- [SET TASK] Copy each line of the records that contains the word "components".

- [STORED DATA]
** BEGIN **

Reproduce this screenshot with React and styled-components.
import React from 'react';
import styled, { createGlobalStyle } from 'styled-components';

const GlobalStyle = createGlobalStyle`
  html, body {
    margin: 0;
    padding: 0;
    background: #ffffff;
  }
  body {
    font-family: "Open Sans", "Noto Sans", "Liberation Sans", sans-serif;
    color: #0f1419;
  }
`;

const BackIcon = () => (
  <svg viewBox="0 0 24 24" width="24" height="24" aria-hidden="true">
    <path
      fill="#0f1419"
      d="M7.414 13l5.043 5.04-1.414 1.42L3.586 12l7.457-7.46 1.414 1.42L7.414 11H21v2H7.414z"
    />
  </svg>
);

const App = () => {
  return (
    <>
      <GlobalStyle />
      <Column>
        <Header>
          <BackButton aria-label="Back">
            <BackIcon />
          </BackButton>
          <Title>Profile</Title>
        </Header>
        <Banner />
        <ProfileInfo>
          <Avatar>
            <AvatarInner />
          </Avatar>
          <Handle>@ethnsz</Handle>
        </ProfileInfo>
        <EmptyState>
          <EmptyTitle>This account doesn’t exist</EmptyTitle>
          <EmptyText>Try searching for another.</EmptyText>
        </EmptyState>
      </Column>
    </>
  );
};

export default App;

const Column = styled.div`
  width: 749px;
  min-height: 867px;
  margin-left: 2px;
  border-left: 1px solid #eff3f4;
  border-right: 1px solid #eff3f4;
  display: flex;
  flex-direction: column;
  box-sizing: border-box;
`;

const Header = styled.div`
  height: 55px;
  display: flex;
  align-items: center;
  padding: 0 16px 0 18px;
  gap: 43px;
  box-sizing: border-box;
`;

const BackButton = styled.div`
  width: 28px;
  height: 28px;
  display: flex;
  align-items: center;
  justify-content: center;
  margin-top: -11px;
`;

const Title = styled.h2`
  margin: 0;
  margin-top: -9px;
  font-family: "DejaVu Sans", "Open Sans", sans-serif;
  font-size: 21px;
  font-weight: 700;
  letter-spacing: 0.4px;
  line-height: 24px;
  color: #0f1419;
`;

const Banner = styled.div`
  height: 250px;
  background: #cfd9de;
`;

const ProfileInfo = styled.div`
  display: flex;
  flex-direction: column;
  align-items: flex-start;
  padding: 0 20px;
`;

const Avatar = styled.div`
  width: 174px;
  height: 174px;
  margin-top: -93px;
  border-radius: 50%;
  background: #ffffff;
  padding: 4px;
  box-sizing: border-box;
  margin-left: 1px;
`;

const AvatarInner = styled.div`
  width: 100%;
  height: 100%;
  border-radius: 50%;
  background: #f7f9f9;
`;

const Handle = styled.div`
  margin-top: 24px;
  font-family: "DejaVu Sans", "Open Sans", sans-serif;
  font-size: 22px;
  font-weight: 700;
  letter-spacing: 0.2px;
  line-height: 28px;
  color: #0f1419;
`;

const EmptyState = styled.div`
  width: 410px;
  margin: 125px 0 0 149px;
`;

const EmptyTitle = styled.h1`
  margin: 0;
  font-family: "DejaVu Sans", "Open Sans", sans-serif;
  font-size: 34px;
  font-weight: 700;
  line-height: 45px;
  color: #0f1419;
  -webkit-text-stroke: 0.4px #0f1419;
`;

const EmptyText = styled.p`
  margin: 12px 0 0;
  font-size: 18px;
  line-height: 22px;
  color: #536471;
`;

** END **
** BEGIN **

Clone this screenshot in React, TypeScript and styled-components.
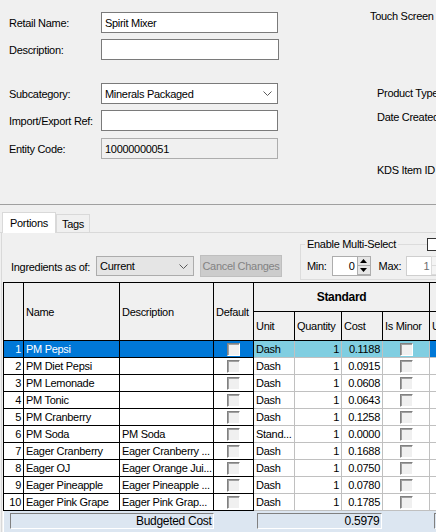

** END **
** BEGIN **

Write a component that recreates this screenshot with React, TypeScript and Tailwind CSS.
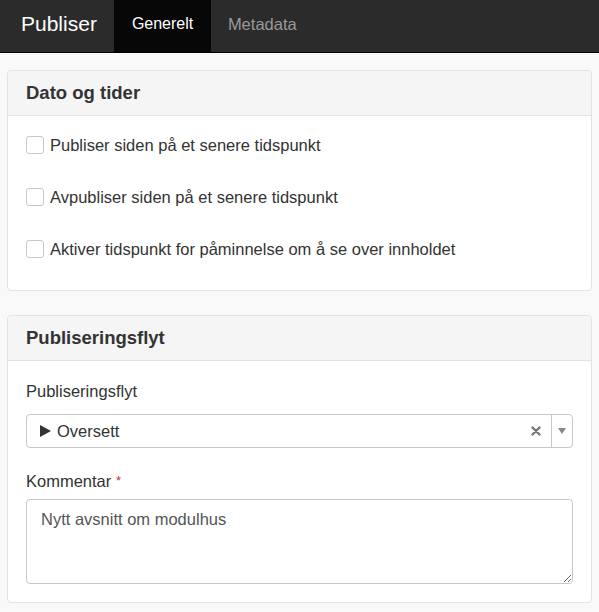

** END **

- [EXERCISE SOLUTION]
Reproduce this screenshot with React and styled-components.
import styled, { createGlobalStyle } from 'styled-components';
Clone this screenshot in React, TypeScript and styled-components.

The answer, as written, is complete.